• Directions
Which lines hold the word "React"? Copy each one.

• Recorded data

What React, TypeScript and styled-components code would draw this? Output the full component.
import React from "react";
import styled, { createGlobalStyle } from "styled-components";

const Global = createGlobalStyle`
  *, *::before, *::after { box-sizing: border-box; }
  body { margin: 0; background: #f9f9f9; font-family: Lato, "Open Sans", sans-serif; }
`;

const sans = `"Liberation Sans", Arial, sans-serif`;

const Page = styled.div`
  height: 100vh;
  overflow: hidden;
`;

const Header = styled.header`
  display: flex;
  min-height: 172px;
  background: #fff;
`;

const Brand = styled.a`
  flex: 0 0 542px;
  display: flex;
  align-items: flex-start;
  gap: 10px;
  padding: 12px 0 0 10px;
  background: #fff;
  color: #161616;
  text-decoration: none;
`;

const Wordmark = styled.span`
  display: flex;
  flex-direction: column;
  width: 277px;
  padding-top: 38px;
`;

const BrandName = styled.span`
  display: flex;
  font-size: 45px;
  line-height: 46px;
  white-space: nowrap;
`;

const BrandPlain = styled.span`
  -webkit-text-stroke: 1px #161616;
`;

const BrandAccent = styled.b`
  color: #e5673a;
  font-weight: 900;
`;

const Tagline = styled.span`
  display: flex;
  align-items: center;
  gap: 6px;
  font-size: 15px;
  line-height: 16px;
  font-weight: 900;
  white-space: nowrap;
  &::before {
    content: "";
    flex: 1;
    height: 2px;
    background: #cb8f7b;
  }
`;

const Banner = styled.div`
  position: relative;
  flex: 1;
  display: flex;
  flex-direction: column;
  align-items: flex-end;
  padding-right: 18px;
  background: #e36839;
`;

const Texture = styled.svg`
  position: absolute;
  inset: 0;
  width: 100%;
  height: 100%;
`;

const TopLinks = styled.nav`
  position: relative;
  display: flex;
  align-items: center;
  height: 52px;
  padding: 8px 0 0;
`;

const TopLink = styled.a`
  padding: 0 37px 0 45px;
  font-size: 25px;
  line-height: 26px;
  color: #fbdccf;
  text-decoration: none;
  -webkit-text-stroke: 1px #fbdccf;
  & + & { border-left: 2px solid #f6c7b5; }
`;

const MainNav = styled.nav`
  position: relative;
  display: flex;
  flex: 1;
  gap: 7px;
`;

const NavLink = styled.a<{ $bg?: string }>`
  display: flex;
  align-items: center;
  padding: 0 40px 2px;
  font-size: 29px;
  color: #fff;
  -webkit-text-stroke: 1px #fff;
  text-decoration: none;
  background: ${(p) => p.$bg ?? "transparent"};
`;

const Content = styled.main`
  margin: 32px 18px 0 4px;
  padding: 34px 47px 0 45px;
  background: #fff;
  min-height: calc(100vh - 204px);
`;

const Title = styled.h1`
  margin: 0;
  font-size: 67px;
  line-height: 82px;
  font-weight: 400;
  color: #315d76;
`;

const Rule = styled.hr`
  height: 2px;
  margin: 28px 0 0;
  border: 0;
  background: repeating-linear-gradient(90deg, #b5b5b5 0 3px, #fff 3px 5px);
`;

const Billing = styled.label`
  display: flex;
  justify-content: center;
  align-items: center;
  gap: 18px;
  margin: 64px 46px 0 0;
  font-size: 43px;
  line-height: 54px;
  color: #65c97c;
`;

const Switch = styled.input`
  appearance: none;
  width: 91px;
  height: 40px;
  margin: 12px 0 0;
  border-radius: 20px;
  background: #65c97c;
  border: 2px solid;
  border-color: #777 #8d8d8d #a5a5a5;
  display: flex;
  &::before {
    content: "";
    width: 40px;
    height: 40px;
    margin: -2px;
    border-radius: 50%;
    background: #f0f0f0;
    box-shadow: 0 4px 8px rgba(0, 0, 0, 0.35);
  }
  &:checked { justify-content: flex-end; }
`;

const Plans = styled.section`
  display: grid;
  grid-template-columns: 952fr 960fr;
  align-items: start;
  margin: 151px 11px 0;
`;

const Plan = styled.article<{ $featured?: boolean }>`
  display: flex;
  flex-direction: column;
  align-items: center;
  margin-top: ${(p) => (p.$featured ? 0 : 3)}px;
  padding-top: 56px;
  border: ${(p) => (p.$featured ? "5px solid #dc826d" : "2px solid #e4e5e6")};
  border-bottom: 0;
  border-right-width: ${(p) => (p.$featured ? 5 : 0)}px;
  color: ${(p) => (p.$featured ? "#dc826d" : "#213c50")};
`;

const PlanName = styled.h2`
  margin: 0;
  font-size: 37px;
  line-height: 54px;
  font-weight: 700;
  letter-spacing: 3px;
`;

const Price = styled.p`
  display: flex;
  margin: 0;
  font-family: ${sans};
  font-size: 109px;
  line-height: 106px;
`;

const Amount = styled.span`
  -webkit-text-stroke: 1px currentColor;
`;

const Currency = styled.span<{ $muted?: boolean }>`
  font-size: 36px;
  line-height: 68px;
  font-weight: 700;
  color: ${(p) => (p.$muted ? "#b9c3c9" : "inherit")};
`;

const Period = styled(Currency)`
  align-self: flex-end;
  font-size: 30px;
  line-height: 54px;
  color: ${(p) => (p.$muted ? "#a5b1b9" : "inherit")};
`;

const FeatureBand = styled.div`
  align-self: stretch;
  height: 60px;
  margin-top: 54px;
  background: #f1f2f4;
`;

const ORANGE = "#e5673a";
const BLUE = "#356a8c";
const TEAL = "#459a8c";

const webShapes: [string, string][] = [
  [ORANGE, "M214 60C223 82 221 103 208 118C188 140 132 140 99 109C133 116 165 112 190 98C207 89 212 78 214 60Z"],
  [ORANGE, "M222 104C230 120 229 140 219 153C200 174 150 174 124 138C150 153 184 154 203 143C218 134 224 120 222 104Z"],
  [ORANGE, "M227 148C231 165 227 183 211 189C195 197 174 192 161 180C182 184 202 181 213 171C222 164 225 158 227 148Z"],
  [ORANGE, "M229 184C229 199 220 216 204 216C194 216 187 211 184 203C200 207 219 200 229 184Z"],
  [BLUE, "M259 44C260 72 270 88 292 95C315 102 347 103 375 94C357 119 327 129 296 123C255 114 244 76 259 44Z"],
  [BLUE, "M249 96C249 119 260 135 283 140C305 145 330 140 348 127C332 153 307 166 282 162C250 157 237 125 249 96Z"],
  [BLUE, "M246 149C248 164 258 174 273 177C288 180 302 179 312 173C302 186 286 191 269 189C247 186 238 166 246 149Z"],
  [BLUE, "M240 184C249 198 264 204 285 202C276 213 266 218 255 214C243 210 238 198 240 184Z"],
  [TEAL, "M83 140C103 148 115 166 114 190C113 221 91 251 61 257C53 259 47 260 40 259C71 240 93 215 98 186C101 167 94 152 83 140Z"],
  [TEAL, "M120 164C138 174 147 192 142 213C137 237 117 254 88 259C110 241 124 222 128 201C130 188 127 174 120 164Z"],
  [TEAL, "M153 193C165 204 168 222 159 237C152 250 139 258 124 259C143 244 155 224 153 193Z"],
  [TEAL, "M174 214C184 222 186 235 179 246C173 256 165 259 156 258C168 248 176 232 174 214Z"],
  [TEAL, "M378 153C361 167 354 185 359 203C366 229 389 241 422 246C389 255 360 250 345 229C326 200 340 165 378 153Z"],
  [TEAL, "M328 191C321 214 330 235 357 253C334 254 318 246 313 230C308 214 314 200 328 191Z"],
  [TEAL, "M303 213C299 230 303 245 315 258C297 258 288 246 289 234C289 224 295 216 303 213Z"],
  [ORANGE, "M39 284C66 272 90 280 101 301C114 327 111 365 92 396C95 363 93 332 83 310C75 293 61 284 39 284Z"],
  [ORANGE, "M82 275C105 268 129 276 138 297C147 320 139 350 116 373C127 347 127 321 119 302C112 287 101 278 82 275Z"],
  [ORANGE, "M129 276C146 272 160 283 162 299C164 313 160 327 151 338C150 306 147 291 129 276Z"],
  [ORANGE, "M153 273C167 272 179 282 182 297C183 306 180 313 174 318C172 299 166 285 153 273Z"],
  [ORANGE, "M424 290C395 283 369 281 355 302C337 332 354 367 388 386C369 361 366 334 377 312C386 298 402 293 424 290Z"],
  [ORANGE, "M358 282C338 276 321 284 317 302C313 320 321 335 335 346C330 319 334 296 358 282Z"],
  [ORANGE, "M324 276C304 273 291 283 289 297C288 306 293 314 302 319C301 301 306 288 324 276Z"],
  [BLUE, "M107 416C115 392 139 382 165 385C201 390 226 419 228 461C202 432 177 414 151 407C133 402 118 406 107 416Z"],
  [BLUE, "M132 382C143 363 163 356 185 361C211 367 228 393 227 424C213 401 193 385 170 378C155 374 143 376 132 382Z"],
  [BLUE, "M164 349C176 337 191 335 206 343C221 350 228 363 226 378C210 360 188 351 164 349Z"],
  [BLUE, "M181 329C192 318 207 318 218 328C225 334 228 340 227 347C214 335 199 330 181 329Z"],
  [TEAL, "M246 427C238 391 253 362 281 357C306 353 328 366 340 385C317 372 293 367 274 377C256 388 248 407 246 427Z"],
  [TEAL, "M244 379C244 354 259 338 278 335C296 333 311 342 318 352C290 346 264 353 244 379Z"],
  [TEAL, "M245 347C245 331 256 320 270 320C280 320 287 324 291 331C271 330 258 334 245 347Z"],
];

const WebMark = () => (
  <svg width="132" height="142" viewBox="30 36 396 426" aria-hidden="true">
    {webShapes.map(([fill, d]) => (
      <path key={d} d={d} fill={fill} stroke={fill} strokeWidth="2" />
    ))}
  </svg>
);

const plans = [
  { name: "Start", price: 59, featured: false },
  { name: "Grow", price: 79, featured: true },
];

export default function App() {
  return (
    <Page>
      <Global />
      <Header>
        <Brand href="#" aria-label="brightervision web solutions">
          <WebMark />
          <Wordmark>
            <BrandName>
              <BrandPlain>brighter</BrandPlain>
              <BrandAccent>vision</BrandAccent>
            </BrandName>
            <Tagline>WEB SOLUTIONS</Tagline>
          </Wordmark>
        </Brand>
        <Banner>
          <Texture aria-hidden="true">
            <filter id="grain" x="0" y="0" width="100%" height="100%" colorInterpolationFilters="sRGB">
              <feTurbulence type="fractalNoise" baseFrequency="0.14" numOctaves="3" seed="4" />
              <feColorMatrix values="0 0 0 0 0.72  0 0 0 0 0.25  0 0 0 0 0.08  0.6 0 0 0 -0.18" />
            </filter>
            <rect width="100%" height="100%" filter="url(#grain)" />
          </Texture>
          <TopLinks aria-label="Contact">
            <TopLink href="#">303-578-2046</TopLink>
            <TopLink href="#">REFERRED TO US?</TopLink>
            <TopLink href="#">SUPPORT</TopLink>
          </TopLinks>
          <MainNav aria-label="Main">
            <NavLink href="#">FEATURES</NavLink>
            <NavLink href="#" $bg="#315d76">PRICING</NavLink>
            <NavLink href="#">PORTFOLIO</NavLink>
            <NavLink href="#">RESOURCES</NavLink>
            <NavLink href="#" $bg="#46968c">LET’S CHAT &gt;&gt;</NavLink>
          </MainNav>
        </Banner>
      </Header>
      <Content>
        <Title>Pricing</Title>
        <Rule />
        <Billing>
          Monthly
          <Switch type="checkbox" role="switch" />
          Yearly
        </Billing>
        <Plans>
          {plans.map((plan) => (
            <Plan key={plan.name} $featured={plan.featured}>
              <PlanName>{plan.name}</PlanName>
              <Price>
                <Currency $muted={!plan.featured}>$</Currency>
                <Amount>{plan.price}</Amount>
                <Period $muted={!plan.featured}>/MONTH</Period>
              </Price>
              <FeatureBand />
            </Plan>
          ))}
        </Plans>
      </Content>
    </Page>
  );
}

• Response to the exercise
What React, TypeScript and styled-components code would draw this? Output the full component.
import React from "react";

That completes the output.